What are the key challenges you face in trying to improve the public understanding of science? Does this include financial literacy?
I am keen to impress on people that there is a difference between numeracy and mathematics. Numeracy is the grammar and an essential tool, but mathematics is about the stories you tell with those numbers. Having a good mathematical mind is clearly key to financial literacy, but I am concerned about the drift in education to motivate the learning of mathematics as a tool, rather than celebrating mathematics for its own sake. We don’t study Shakespeare in school because it helps us to write better letters.
Which is the more effective way of communicating maths: teaming up with man-of-the-people Alan Davies or brain-box Dara Ó Briain?
Both are fantastic to work with and very smart. Alan likes to play the fool, but he is extremely clever.
The director of the Horizon programme we filmed together, Alan and Marcus Go Forth and Multiply, was constantly frustrated at how quickly Alan got ideas of four-dimensional space, prime numbers and infinity. I am constantly amazed at Dara’s performance on The School of Hard Sums.
He never sees the questions in advance, yet is able to crack the problems live on camera.
I’m also impressed by how well our guest comedians do. I think comedy creates a mind that is good at lateral thinking, and that is a strong skill when it comes to puzzle solving.
It is great that projects like The School of Hard Sums are providing ways to bring mathematics to more diverse audiences. It is very much the spirit of what the Science Museum is trying to do by producing X&Y, using theatre to showcase science as part of the cultural landscape.

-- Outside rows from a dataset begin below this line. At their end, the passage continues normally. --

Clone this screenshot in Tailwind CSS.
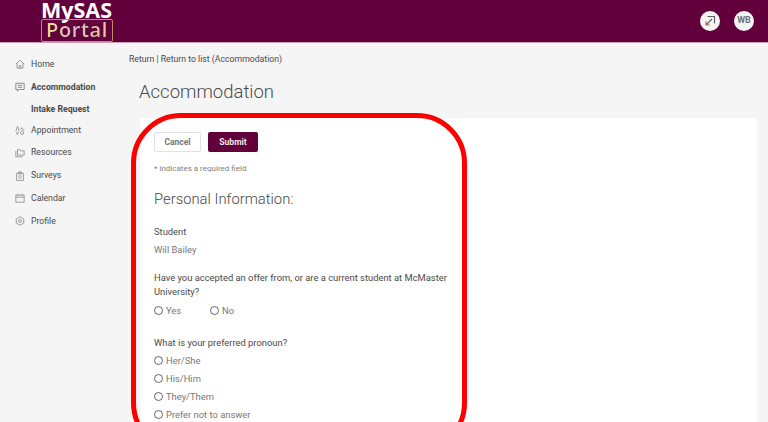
<!DOCTYPE html>
<html lang="en">
<head>
  <meta charset="UTF-8" />
  <title>MySAS Portal</title>
  <script src="https://cdn.jsdelivr.net/npm/@tailwindcss/browser@4"></script>
</head>
<body class="w-[768px] h-[422px] overflow-hidden bg-[#f5f5f5] font-['Roboto',sans-serif] text-[#4a4a4a] relative">
  <!-- header -->
  <header class="h-[43px] bg-[#61003b] border-b border-[#c9a0b6] flex items-start justify-between pl-[41px] pr-[14px]">
    <div class="w-[72px] h-[42px] flex flex-col">
      <div class="h-[19px] text-[21.500px] leading-[19px] font-bold text-white font-['Open_Sans',sans-serif] whitespace-nowrap">MySAS</div>
      <div class="h-[23px] border border-[#c98a5e] rounded-[2px] text-center text-[20px] leading-[20px] font-semibold tracking-[0.6px] font-['Open_Sans',sans-serif]">
        <span class="bg-gradient-to-r from-[#ecd68a] via-[#cdbcc8] to-[#e6cf8c] bg-clip-text text-transparent">Portal</span>
      </div>
    </div>
    <div class="flex items-center gap-[13px] mt-[11px]">
      <div class="w-[20px] h-[20px] rounded-full bg-[#f4f4f4] flex items-center justify-center -translate-x-px">
        <svg class="w-[12px] h-[12px]" viewBox="0 0 12 12" fill="none" stroke="#5a5a5a" stroke-width="1.100">
          <path d="M3.500 1.500h7v7" />
          <path d="M8 4 2.500 9.500" />
          <path d="M2 6.500V10h3.500" stroke="#b5532f" />
        </svg>
      </div>
      <div class="w-[20px] h-[20px] rounded-full bg-[#f4f4f4] flex items-center justify-center text-[9px] font-bold text-[#707070]">WB</div>
    </div>
  </header>

  <div class="flex">
    <!-- sidebar -->
    <nav class="w-[129px] shrink-0 pl-[15px] pt-[10px] text-[8.700px] leading-[22.800px] text-[#4a4a4a]">
      <a class="flex items-center gap-[6px]">
        <svg class="w-[10px] h-[10px] shrink-0" viewBox="0 0 12 12" fill="none" stroke="#8a8a8a" stroke-width="1"><path d="M1 6 6 1.500 11 6M2.500 5v6h7V5M5 11V8h2v3" /></svg>
        <span>Home</span>
      </a>
      <a class="flex items-center gap-[6px] font-bold">
        <svg class="w-[10px] h-[10px] shrink-0" viewBox="0 0 12 12" fill="none" stroke="#777" stroke-width="1"><path d="M1 1.500h10v7.500H5l-2 2V9H1zM3.500 4h5M3.500 6.300h5" /></svg>
        <span>Accommodation</span>
      </a>
      <a class="block pl-[16px] font-bold leading-[20px]">Intake Request</a>
      <a class="flex items-center gap-[6px]">
        <svg class="w-[10px] h-[10px] shrink-0" viewBox="0 0 12 12" fill="none" stroke="#8a8a8a" stroke-width="1"><path d="M1 7.500 3 1.500l2 6M7 5.500 8 3l1 3M10.500 5v2" /><circle cx="8.500" cy="9.500" r="1.800" /><circle cx="3" cy="10" r="1.200" /></svg>
        <span>Appointment</span>
      </a>
      <a class="flex items-center gap-[6px]">
        <svg class="w-[10px] h-[10px] shrink-0" viewBox="0 0 12 12" fill="none" stroke="#8a8a8a" stroke-width="1"><path d="M1 3.500V10.500h8M3 2h3l1 1.500h4V8.500H3z" /></svg>
        <span>Resources</span>
      </a>
      <a class="flex items-center gap-[6px]">
        <svg class="w-[10px] h-[10px] shrink-0" viewBox="0 0 12 12" fill="none" stroke="#8a8a8a" stroke-width="1"><path d="M2 2.500h8v9H2zM4.500 1h3v2.500h-3zM4 6h4M4 8.500h4" /></svg>
        <span>Surveys</span>
      </a>
      <a class="flex items-center gap-[6px]">
        <svg class="w-[10px] h-[10px] shrink-0" viewBox="0 0 12 12" fill="none" stroke="#8a8a8a" stroke-width="1"><path d="M1 2.500h10v8.500H1zM1 5h10M3.500 1v2M8.500 1v2" /></svg>
        <span>Calendar</span>
      </a>
      <a class="flex items-center gap-[6px]">
        <svg class="w-[10px] h-[10px] shrink-0" viewBox="0 0 12 12" fill="none" stroke="#8a8a8a" stroke-width="1"><path d="M6 1 10.500 3.500v5L6 11 1.500 8.500v-5z" /><circle cx="6" cy="6" r="1.700" /></svg>
        <span>Profile</span>
      </a>
    </nav>

    <!-- main -->
    <main class="flex-1 pr-[11px]">
      <p class="text-[8.700px] leading-[12px] mt-[10px]">Return | Return to list (Accommodation)</p>
      <h1 class="ml-[10px] mt-[13px] text-[18.500px] leading-[28px] font-light text-[#4a4a4a]">Accommodation</h1>
      <section class="ml-[11px] mt-[12px] bg-white rounded-[3px] pl-[14px] pt-[14px] w-[617px] h-[400px]">
        <div class="flex gap-[7px]">
          <button class="w-[47px] h-[20px] bg-white border border-[#e2e2e2] rounded-[2px] text-[8.500px] font-bold text-[#777]">Cancel</button>
          <button class="w-[50px] h-[20px] bg-[#61003b] rounded-[2px] text-[8.500px] font-bold text-[#f3e6ee]">Submit</button>
        </div>
        <p class="mt-[12px] text-[8px] leading-[10px] text-[#808080]">* indicates a required field</p>
        <h2 class="mt-[15px] text-[14.800px] leading-[20px] font-light text-[#4a4a4a]">Personal Information:</h2>

        <p class="mt-[17px] text-[9.400px] leading-[12px]">Student</p>
        <p class="mt-[6px] text-[9.400px] leading-[12px] text-[#777]">Will Bailey</p>

        <p class="mt-[15px] w-[300px] text-[9.400px] leading-[14px]">Have you accepted an offer from, or are a current student at McMaster University?</p>
        <div class="mt-[6px] flex text-[9.400px] leading-[12px] text-[#777]">
          <label class="w-[56px] flex items-center gap-[3px]"><span class="w-[9px] h-[9px] rounded-full border border-[#666] -translate-y-px"></span>Yes</label>
          <label class="flex items-center gap-[3px]"><span class="w-[9px] h-[9px] rounded-full border border-[#666] -translate-y-px"></span>No</label>
        </div>

        <p class="mt-[20px] text-[9.400px] leading-[12px]">What is your preferred pronoun?</p>
        <div class="mt-[6px] flex flex-col gap-[6px] text-[9.400px] leading-[12px] text-[#777]">
          <label class="flex items-center gap-[3px]"><span class="w-[9px] h-[9px] rounded-full border border-[#666] -translate-y-px"></span>Her/She</label>
          <label class="flex items-center gap-[3px]"><span class="w-[9px] h-[9px] rounded-full border border-[#666] -translate-y-px"></span>His/Him</label>
          <label class="flex items-center gap-[3px]"><span class="w-[9px] h-[9px] rounded-full border border-[#666] -translate-y-px"></span>They/Them</label>
          <label class="flex items-center gap-[3px]"><span class="w-[9px] h-[9px] rounded-full border border-[#666] -translate-y-px"></span>Prefer not to answer</label>
        </div>
      </section>
    </main>
  </div>

  <!-- red annotation drawn over the screenshot -->
  <div class="absolute left-[131px] top-[113px] w-[336px] h-[340px] border-[5px] border-[#ff0000] rounded-[50px] pointer-events-none"></div>
</body>
</html>
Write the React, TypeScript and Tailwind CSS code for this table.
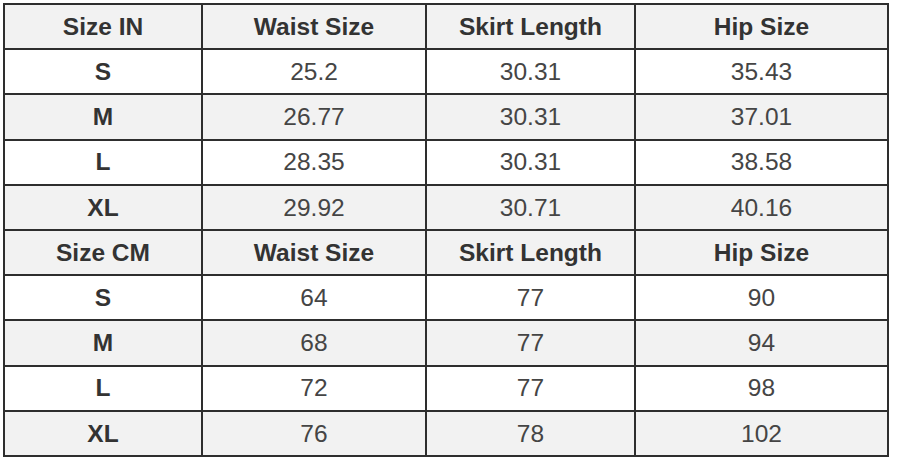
import React from 'react';

type Section = {
  label: string;
  rows: [string, string, string, string][];
};

const sections: Section[] = [
  {
    label: 'Size IN',
    rows: [
      ['S', '25.2', '30.31', '35.43'],
      ['M', '26.77', '30.31', '37.01'],
      ['L', '28.35', '30.31', '38.58'],
      ['XL', '29.92', '30.71', '40.16'],
    ],
  },
  {
    label: 'Size CM',
    rows: [
      ['S', '64', '77', '90'],
      ['M', '68', '77', '94'],
      ['L', '72', '77', '98'],
      ['XL', '76', '78', '102'],
    ],
  },
];

function Cell({ children, bold = false, shaded = false }: { children: React.ReactNode; bold?: boolean; shaded?: boolean }) {
  return (
    <div
      className={`flex items-center justify-center pt-px text-[24.5px] leading-none ${
        bold ? 'font-bold text-[#333]' : 'font-normal text-[#454545]'
      } ${shaded ? 'bg-[#f2f2f2]' : 'bg-white'}`}
    >
      {children}
    </div>
  );
}

export default function App() {
  return (
    <div className="w-[898px] h-[461px] bg-white pt-[3px] pl-[3px] font-['Liberation_Sans',Arial,sans-serif]">
      <div className="grid grid-cols-[196px_222px_207px_251px] grid-rows-10 gap-[2px] p-[2px] w-[886px] h-[454px] bg-[#2e2e2e]">
        {sections.map((section) => (
          <React.Fragment key={section.label}>
            <Cell bold shaded>{section.label}</Cell>
            <Cell bold shaded>Waist Size</Cell>
            <Cell bold shaded>Skirt Length</Cell>
            <Cell bold shaded>Hip Size</Cell>
            {section.rows.map((row, i) => (
              <React.Fragment key={row[0]}>
                <Cell bold shaded={i % 2 === 1}>{row[0]}</Cell>
                <Cell shaded={i % 2 === 1}>{row[1]}</Cell>
                <Cell shaded={i % 2 === 1}>{row[2]}</Cell>
                <Cell shaded={i % 2 === 1}>{row[3]}</Cell>
              </React.Fragment>
            ))}
          </React.Fragment>
        ))}
      </div>
    </div>
  );
}
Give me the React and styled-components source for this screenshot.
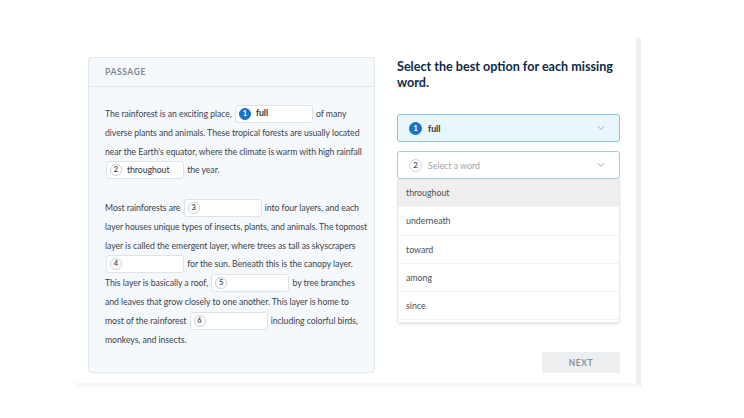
import styled, { createGlobalStyle } from "styled-components";
import { ChevronDown } from "lucide-react";

const Global = createGlobalStyle`
  body {
    margin: 0;
    background: #ffffff;
    font-family: "Lato", "Liberation Sans", sans-serif;
  }
`;

const Frame = styled.div`
  margin: 38px 0 0 75px;
  width: 566px;
  height: 349px;
  box-sizing: border-box;
  border-right: 5px solid #eeeff1;
  border-bottom: 4px solid #f7f7f7;
  display: flex;
  gap: 22px;
  padding: 19px 0 0 13px;
`;

const Card = styled.section`
  width: 287px;
  height: 316px;
  box-sizing: border-box;
  background: #f5f9fb;
  border: 1px solid #e1e7eb;
  border-radius: 4px;
`;

const CardHead = styled.div`
  height: 29px;
  box-sizing: border-box;
  border-bottom: 1px solid #e1e7eb;
  padding: 0 16px;
  display: flex;
  align-items: center;
  font-size: 8.5px;
  font-weight: 700;
  letter-spacing: 0.6px;
  color: #7d878f;
`;

const Body = styled.div`
  padding: 18px 16px 0 16px;
`;

const Para = styled.p`
  margin: 0 0 18.8px 0;
  font-size: 8.7px;
  line-height: 18.8px;
  letter-spacing: -0.05px;
  color: #3a444e;
  white-space: nowrap;
`;

const Blank = styled.span`
  display: inline-flex;
  align-items: center;
  gap: 5px;
  vertical-align: middle;
  width: 78px;
  height: 18px;
  box-sizing: border-box;
  margin: -2px 1px 0;
  padding-left: 3px;
  background: #ffffff;
  border: 1px solid #dde3e7;
  border-radius: 3px;
  font-size: 8.7px;
  font-weight: ${(p) => (p.$bold ? 700 : 400)};
  color: #2c3640;
`;

const Badge = styled.span`
  width: 12px;
  height: 12px;
  flex: none;
  box-sizing: border-box;
  border-radius: 50%;
  display: inline-flex;
  align-items: center;
  justify-content: center;
  font-size: 7.5px;
  font-weight: 700;
  line-height: 1;
  color: ${(p) => (p.$active ? "#ffffff" : "#4a545c")};
  background: ${(p) => (p.$active ? "#1673c6" : "#ffffff")};
  border: 1px solid ${(p) => (p.$active ? "#1673c6" : "#c9d0d5")};
`;

const Side = styled.div`
  width: 223px;
  height: 316px;
  display: flex;
  flex-direction: column;
`;

const Title = styled.h2`
  margin: 0 0 23px 0;
  padding-top: 2px;
  font-size: 12.6px;
  line-height: 16px;
  font-weight: 700;
  color: #0e2a47;
`;

const Select = styled.div`
  height: 28px;
  box-sizing: border-box;
  display: flex;
  align-items: center;
  gap: 6px;
  padding: 0 12px 0 11px;
  border: 1px solid ${(p) => (p.$active ? "#8cc4e2" : "#9dcbe4")};
  border-radius: 3px;
  background: ${(p) => (p.$active ? "#e9f6fc" : "#ffffff")};
  font-size: 8.8px;
  color: ${(p) => (p.$placeholder ? "#9aa3aa" : "#25303a")};
  font-weight: ${(p) => (p.$placeholder ? 400 : 700)};
  margin-bottom: 9px;

  svg {
    margin-left: auto;
    color: #8d969d;
  }
`;

const SelectBadge = styled(Badge)`
  width: 13px;
  height: 13px;
  font-size: 8px;
`;

const Anchor = styled.div`
  position: relative;
`;

const Menu = styled.ul`
  position: absolute;
  top: -9px;
  left: 0;
  right: 0;
  margin: 0;
  padding: 0 0 2px 0;
  list-style: none;
  background: #ffffff;
  border: 1px solid #e6e8ea;
  border-top: none;
  border-radius: 0 0 3px 3px;
  box-shadow: 0 2px 3px rgba(0, 0, 0, 0.08);
`;

const Option = styled.li`
  height: 27.3px;
  display: flex;
  align-items: center;
  padding-left: 8px;
  font-size: 8.8px;
  color: #4a4f54;
  background: ${(p) => (p.$hover ? "#efefef" : "#ffffff")};
  border-bottom: 1px solid #f1f2f3;
`;

const Next = styled.button`
  margin-top: auto;
  align-self: flex-end;
  width: 78px;
  height: 21px;
  border: none;
  border-radius: 2px;
  background: #eceef0;
  color: #8c9197;
  font-family: inherit;
  font-size: 8.5px;
  font-weight: 700;
  letter-spacing: 0.6px;
`;

function Gap({ n, word, active }) {
  return (
    <Blank $bold={active}>
      <Badge $active={active}>{n}</Badge>
      {word}
    </Blank>
  );
}

const options = ["throughout", "underneath", "toward", "among", "since"];

export default function App() {
  return (
    <>
      <Global />
      <Frame>
        <Card>
          <CardHead>PASSAGE</CardHead>
          <Body>
            <Para>
              The rainforest is an exciting place, <Gap n={1} word="full" active /> of many
              <br />
              diverse plants and animals. These tropical forests are usually located
              <br />
              near the Earth's equator, where the climate is warm with high rainfall
              <br />
              <Gap n={2} word="throughout" /> the year.
            </Para>
            <Para>
              Most rainforests are <Gap n={3} /> into four layers, and each
              <br />
              layer houses unique types of insects, plants, and animals. The topmost
              <br />
              layer is called the emergent layer, where trees as tall as skyscrapers
              <br />
              <Gap n={4} /> for the sun. Beneath this is the canopy layer.
              <br />
              This layer is basically a roof, <Gap n={5} /> by tree branches
              <br />
              and leaves that grow closely to one another. This layer is home to
              <br />
              most of the rainforest <Gap n={6} /> including colorful birds,
              <br />
              monkeys, and insects.
            </Para>
          </Body>
        </Card>
        <Side>
          <Title>Select the best option for each missing word.</Title>
          <Select $active>
            <SelectBadge $active>1</SelectBadge>
            full
            <ChevronDown size={12} strokeWidth={1.5} />
          </Select>
          <Select $placeholder>
            <SelectBadge>2</SelectBadge>
            Select a word
            <ChevronDown size={12} strokeWidth={1.5} />
          </Select>
          <Anchor>
            <Menu>
              {options.map((o, i) => (
                <Option key={o} $hover={i === 0}>
                  {o}
                </Option>
              ))}
            </Menu>
          </Anchor>
          <Next>NEXT</Next>
        </Side>
      </Frame>
    </>
  );
}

What other projects do you have coming up?
I have just started writing a new book called What We Cannot Know. It explores the limits of how much science and mathematics can tell us. Are there things that, by their very nature, will also be beyond our knowledge? The project grew out of many of the ideas that are at the heart of X&Y.
X&Y A new tour of the production is being planned for 2014 at science festivals and in theatres. Dates will be confirmed in the new year.